- **Aim**:
Extract each line bearing the word "that".

— START OF Data section —

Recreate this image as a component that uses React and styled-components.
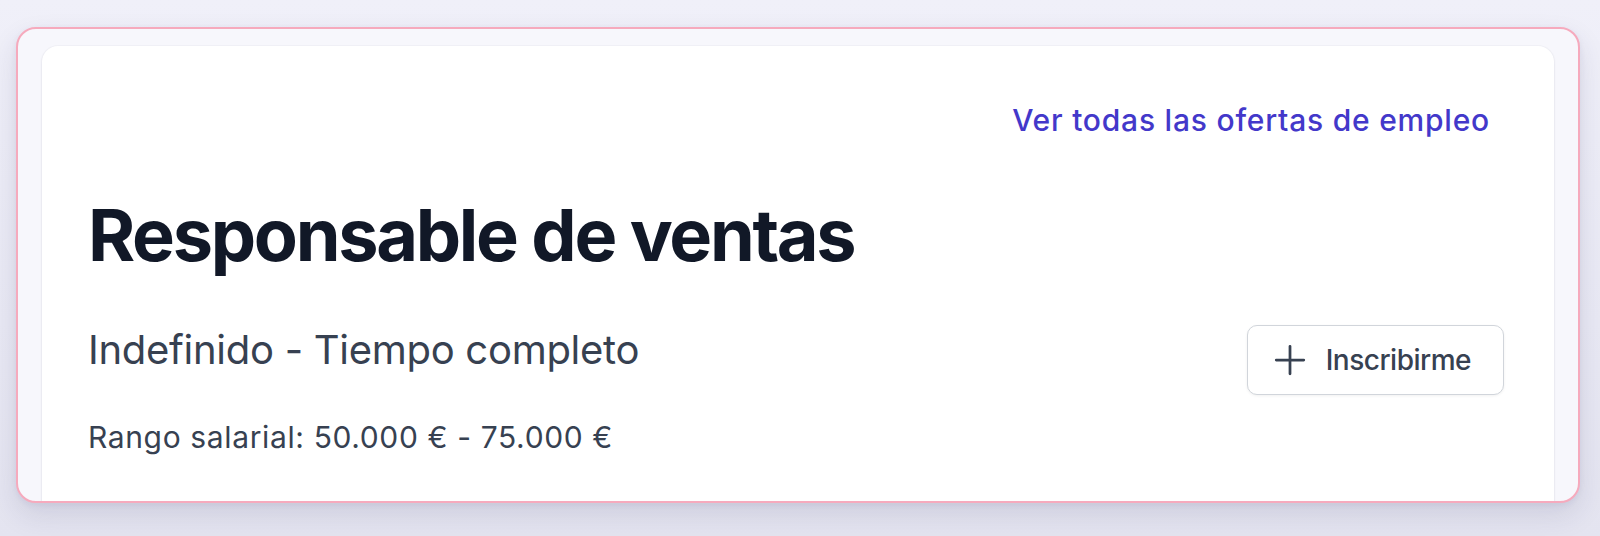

— END OF Data section —
— START OF Data section —

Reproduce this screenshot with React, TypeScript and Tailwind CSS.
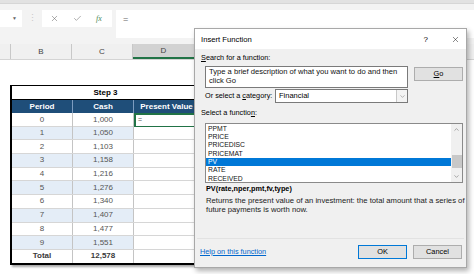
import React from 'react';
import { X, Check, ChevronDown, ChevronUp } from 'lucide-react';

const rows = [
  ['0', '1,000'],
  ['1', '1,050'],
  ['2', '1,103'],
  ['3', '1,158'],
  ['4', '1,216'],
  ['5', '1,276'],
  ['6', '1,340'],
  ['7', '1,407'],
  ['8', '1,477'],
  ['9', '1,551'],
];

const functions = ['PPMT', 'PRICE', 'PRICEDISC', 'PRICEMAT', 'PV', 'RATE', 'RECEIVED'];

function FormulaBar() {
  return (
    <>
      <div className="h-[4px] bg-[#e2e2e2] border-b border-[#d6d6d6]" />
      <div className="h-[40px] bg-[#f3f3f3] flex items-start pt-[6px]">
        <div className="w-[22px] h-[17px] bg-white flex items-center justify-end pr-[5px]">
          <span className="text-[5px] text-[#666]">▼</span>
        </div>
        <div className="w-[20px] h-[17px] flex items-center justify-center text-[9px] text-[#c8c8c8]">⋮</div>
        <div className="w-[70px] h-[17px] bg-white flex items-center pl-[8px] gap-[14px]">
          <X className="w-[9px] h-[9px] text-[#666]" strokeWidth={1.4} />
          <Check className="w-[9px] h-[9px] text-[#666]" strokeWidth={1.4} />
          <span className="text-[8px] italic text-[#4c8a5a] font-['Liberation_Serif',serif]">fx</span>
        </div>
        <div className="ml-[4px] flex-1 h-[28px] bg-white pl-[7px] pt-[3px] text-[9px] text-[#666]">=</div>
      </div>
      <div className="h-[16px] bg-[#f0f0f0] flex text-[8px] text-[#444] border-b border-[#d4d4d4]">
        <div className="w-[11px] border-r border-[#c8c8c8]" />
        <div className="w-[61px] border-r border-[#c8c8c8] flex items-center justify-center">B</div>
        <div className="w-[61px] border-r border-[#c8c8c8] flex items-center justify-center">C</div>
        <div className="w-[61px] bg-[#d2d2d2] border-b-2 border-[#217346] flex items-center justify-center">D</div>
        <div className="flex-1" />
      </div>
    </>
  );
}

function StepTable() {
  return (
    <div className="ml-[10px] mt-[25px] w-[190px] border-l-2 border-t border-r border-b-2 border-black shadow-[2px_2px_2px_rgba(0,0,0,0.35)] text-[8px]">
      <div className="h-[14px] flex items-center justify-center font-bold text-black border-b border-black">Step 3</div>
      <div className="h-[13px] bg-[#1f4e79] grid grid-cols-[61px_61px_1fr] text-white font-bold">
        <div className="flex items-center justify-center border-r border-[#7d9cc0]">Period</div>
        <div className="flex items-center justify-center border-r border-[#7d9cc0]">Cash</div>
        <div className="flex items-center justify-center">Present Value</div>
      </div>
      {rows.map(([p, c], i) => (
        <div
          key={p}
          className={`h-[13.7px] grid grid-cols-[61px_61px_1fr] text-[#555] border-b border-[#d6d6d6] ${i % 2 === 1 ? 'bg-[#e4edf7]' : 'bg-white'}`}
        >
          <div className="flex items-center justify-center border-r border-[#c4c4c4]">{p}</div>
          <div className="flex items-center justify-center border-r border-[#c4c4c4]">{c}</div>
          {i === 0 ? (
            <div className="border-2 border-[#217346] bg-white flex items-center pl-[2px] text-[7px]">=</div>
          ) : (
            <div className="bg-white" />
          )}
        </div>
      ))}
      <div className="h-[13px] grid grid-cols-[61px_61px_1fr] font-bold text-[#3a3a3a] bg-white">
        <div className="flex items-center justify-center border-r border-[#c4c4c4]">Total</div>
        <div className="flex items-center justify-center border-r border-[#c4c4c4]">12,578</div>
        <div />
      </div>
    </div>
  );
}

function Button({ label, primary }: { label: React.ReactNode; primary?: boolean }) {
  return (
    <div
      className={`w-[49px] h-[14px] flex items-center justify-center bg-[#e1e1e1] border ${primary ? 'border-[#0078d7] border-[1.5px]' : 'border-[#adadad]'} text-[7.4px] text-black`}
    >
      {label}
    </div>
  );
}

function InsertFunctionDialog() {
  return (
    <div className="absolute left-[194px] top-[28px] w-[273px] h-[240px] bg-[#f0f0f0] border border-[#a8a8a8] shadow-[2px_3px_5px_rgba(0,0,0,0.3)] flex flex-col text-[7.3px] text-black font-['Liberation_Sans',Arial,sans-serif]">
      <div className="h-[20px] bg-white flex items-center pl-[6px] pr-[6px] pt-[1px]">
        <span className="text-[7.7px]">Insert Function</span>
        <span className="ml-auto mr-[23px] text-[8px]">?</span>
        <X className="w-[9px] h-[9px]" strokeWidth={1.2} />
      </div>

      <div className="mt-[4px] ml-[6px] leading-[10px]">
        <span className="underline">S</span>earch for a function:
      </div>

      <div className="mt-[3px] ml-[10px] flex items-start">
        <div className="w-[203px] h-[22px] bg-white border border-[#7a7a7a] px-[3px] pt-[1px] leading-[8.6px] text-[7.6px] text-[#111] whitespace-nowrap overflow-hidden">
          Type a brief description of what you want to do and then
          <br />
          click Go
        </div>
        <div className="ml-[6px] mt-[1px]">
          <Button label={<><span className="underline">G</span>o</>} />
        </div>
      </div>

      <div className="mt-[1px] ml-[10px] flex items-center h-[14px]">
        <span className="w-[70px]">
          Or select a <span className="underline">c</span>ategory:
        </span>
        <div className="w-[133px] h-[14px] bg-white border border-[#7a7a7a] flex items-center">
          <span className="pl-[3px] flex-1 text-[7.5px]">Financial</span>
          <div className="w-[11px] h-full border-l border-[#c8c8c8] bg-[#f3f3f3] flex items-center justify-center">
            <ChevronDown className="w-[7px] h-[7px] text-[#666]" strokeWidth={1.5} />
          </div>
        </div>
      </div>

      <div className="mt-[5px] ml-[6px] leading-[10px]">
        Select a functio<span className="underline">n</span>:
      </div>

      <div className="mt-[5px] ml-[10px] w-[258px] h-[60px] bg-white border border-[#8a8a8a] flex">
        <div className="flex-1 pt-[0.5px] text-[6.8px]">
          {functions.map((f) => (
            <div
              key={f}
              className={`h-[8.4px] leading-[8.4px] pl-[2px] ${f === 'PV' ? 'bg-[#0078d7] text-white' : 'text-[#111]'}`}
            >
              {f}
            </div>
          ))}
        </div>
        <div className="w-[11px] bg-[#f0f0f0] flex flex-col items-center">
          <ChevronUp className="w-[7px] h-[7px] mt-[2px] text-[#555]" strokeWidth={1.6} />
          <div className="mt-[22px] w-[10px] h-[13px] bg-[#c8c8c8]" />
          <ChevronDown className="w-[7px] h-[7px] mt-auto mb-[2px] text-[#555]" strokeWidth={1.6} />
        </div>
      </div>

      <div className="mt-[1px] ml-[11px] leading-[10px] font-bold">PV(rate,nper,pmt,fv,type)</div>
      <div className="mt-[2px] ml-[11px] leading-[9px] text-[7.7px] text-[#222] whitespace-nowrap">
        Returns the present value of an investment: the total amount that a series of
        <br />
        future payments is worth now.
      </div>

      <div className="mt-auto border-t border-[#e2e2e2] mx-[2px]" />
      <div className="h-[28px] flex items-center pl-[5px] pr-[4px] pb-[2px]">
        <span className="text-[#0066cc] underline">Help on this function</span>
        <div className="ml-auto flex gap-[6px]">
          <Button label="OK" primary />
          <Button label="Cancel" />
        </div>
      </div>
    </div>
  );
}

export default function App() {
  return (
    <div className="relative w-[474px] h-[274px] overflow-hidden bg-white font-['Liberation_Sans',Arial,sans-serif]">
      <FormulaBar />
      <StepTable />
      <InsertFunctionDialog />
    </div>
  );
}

— END OF Data section —

- **Output of the task**:
Recreate this image as a component that uses React and styled-components.
        Returns the present value of an investment: the total amount that a series of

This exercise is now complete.